Report each line of the data that includes the word "React".

## start

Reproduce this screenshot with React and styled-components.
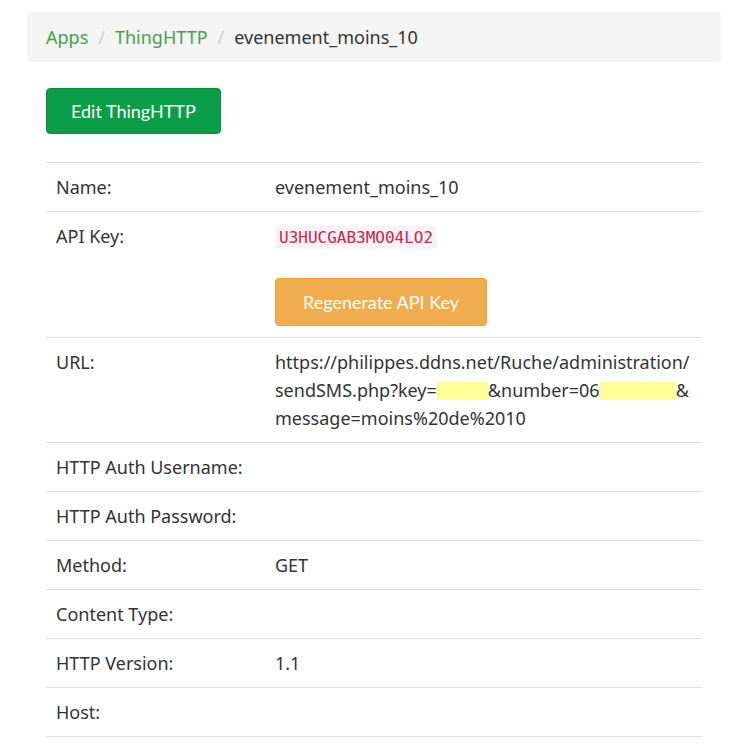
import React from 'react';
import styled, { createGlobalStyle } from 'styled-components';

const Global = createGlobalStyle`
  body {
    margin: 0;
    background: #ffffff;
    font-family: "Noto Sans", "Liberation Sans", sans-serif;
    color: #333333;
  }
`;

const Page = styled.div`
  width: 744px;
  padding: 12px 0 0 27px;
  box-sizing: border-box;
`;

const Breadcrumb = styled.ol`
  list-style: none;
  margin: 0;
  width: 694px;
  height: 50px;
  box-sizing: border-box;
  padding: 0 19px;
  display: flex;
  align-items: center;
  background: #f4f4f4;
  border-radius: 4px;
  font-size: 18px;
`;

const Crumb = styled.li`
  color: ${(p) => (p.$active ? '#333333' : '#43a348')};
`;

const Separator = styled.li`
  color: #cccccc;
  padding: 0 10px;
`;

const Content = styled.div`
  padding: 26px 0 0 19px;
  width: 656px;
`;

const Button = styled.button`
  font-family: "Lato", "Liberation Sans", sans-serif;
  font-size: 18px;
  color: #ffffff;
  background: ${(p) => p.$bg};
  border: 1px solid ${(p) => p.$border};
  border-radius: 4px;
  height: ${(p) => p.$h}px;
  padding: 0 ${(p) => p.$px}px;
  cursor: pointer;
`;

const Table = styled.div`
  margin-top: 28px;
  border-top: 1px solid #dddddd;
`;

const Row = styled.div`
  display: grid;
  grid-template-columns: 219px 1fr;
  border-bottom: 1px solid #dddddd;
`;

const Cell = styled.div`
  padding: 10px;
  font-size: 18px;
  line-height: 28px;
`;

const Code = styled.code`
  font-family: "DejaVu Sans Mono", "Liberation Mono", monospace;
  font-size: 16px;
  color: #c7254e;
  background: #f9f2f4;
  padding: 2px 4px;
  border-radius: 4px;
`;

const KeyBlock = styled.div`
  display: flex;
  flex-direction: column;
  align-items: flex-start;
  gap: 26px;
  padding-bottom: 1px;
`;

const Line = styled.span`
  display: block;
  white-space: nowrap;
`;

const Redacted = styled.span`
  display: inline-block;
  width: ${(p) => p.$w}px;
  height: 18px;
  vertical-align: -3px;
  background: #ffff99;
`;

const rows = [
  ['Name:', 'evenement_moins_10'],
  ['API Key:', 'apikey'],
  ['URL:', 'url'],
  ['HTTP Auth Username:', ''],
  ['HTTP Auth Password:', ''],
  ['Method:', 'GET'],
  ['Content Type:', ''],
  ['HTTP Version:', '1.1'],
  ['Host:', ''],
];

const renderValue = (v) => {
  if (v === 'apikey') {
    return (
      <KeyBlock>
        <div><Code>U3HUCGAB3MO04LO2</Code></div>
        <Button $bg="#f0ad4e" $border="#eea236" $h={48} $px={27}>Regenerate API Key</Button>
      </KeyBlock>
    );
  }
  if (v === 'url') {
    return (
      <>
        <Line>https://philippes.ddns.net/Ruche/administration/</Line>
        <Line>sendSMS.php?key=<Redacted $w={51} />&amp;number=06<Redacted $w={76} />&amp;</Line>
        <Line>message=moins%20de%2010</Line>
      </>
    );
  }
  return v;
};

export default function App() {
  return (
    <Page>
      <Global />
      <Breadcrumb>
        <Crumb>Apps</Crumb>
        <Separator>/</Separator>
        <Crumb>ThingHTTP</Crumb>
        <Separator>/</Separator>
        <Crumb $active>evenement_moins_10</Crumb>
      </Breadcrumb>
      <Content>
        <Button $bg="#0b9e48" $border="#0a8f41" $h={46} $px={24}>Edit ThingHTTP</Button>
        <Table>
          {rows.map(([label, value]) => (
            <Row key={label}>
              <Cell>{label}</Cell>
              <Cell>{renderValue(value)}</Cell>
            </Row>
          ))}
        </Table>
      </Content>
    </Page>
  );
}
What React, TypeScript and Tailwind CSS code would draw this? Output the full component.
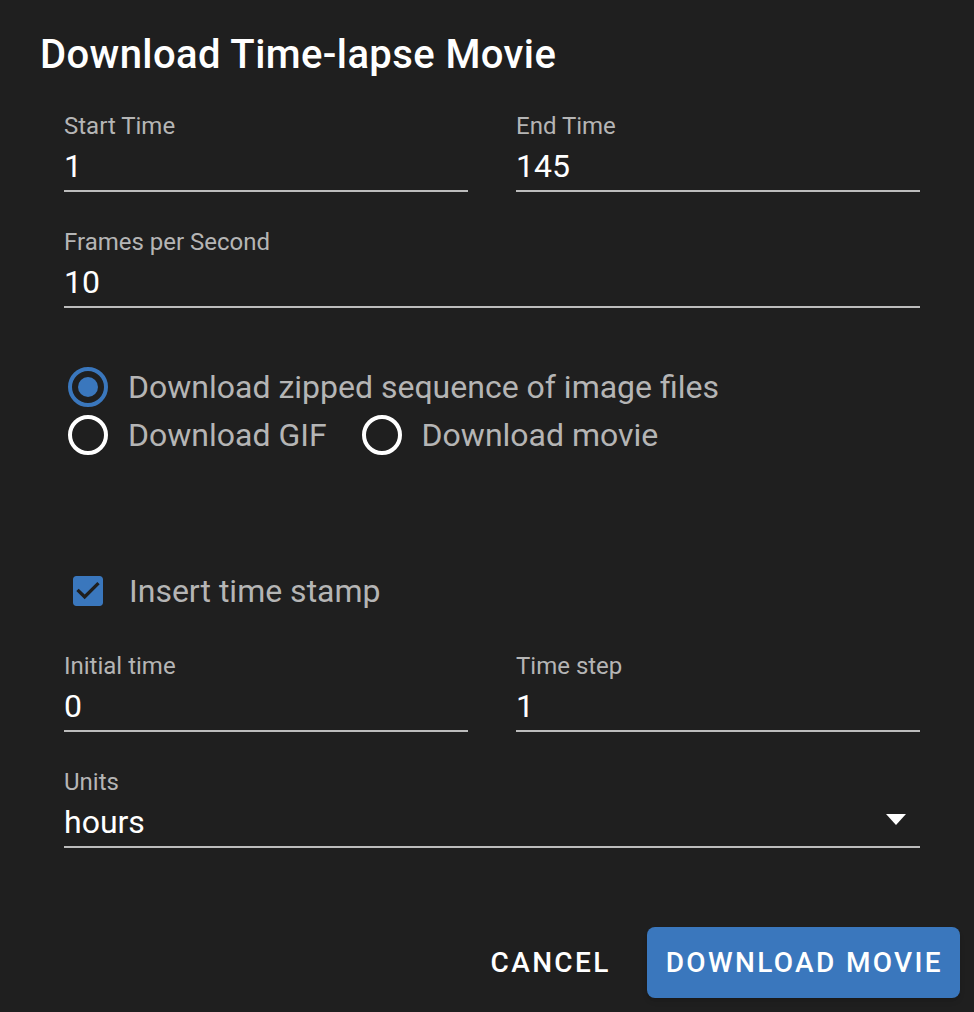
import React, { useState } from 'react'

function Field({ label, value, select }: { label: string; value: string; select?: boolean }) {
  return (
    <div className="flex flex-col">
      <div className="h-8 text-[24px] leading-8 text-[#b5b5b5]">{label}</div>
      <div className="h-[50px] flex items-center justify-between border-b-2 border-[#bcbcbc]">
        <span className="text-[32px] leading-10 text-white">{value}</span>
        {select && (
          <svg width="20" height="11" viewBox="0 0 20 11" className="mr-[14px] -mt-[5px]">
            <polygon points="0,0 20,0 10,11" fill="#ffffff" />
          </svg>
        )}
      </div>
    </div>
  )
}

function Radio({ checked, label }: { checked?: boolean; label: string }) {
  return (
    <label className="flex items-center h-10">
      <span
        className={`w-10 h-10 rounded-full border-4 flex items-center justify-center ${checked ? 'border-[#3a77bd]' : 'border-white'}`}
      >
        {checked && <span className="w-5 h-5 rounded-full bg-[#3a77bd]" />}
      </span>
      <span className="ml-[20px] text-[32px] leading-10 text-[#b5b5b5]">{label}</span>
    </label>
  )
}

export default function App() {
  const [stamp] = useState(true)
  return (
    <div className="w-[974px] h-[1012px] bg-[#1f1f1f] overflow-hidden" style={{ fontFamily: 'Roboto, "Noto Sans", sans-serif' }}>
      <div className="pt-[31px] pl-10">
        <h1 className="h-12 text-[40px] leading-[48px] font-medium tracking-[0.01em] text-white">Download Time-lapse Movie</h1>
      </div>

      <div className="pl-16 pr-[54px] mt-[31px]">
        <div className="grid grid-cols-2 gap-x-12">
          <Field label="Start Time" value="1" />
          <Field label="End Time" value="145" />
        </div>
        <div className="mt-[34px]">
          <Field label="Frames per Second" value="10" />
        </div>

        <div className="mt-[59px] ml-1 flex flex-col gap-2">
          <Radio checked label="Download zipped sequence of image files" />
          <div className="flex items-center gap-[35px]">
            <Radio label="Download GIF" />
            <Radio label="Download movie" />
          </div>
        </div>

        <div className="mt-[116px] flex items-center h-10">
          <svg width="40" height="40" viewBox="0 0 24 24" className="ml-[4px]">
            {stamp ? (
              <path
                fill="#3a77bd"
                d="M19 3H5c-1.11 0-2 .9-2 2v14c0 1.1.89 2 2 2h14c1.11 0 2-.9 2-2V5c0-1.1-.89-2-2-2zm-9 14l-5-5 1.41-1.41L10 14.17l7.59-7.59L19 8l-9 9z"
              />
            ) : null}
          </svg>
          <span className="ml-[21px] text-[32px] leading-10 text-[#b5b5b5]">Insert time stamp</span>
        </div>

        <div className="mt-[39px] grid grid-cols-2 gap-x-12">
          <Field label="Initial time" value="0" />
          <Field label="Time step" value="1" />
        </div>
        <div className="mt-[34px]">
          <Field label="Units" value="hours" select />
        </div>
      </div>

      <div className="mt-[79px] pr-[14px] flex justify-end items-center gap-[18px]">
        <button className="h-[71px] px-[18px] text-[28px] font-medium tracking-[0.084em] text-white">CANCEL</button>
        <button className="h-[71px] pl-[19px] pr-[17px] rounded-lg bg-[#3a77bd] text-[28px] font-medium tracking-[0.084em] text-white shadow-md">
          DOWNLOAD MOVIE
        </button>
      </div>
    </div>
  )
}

## end
## start

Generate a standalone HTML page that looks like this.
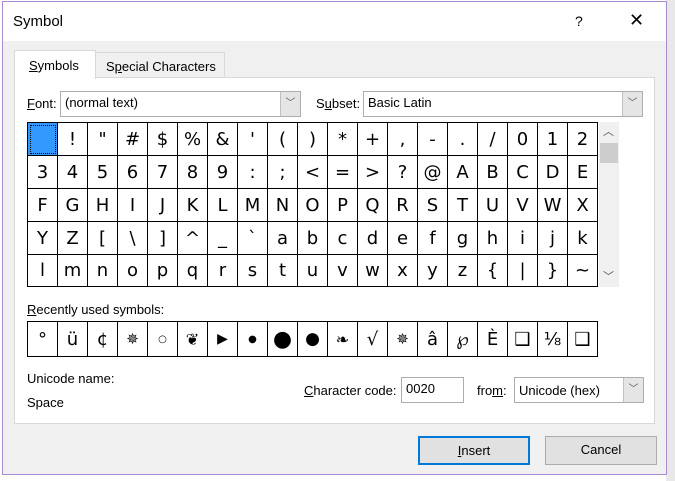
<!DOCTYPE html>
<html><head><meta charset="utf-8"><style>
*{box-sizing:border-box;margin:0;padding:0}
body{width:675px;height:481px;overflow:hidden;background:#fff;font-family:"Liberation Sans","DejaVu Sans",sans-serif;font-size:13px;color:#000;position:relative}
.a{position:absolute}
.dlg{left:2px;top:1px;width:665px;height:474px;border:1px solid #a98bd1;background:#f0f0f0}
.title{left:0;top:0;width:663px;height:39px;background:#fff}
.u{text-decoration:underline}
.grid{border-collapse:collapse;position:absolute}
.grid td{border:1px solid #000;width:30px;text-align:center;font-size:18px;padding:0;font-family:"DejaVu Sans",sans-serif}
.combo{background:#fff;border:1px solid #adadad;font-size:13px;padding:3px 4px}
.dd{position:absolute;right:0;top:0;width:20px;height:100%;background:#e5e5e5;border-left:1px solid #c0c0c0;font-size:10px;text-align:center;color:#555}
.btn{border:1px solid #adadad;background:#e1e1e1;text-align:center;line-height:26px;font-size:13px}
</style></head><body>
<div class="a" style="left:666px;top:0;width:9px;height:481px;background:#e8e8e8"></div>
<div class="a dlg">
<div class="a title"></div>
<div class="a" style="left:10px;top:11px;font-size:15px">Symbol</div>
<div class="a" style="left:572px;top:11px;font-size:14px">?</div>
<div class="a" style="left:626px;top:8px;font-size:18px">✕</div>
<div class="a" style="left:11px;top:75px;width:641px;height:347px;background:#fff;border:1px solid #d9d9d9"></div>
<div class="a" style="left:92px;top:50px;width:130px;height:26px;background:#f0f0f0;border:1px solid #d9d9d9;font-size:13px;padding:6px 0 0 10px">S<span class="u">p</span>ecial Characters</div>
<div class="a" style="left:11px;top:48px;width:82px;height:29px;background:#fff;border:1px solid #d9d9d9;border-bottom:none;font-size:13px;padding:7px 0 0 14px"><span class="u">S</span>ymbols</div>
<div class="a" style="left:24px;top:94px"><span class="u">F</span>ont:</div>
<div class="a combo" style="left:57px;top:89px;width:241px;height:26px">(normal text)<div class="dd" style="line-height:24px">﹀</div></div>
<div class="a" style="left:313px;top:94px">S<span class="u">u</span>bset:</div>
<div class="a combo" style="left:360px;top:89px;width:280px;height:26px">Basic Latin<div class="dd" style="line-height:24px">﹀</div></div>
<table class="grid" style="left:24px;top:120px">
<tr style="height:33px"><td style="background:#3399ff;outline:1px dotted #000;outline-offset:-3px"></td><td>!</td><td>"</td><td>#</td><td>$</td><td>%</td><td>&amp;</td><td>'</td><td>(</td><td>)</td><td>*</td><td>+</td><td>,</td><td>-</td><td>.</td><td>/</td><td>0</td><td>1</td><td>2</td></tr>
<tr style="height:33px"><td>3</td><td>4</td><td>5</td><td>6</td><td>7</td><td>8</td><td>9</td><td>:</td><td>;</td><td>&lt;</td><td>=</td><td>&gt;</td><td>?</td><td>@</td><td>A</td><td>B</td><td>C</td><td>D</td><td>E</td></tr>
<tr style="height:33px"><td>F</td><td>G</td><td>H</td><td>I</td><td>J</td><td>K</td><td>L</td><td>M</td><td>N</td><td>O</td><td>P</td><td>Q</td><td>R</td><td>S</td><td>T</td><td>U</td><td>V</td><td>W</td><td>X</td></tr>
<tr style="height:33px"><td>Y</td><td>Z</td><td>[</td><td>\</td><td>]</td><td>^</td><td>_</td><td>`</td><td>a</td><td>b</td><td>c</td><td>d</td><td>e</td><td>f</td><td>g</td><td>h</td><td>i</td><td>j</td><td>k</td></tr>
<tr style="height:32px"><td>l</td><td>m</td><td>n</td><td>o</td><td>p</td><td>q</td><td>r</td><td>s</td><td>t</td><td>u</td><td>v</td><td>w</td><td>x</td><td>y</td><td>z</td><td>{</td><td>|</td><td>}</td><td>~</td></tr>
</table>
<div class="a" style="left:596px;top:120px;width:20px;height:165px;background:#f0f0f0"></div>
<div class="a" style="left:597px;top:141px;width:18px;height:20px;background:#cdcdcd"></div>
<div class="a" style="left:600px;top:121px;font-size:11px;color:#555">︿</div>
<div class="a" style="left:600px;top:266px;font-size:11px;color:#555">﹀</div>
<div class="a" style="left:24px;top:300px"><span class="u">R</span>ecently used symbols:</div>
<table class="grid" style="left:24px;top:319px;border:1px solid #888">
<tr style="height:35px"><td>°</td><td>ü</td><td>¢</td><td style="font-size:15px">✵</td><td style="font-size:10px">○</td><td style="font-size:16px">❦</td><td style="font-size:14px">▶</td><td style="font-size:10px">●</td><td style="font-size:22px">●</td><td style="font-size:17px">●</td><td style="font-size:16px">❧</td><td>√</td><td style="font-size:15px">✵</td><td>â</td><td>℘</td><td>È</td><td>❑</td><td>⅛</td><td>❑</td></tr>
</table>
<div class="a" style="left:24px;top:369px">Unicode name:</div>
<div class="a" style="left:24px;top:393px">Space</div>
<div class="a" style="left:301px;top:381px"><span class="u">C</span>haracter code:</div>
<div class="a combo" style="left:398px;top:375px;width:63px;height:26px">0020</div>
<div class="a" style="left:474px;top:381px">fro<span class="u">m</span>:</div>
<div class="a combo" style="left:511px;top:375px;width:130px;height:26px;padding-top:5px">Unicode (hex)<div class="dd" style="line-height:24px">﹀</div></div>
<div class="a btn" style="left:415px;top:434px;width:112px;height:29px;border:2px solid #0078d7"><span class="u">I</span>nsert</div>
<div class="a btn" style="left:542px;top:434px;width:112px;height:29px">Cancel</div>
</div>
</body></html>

## end

**Result of this task:**
Reproduce this screenshot with React and styled-components.
import React from 'react';
What React, TypeScript and Tailwind CSS code would draw this? Output the full component.
import React, { useState } from 'react'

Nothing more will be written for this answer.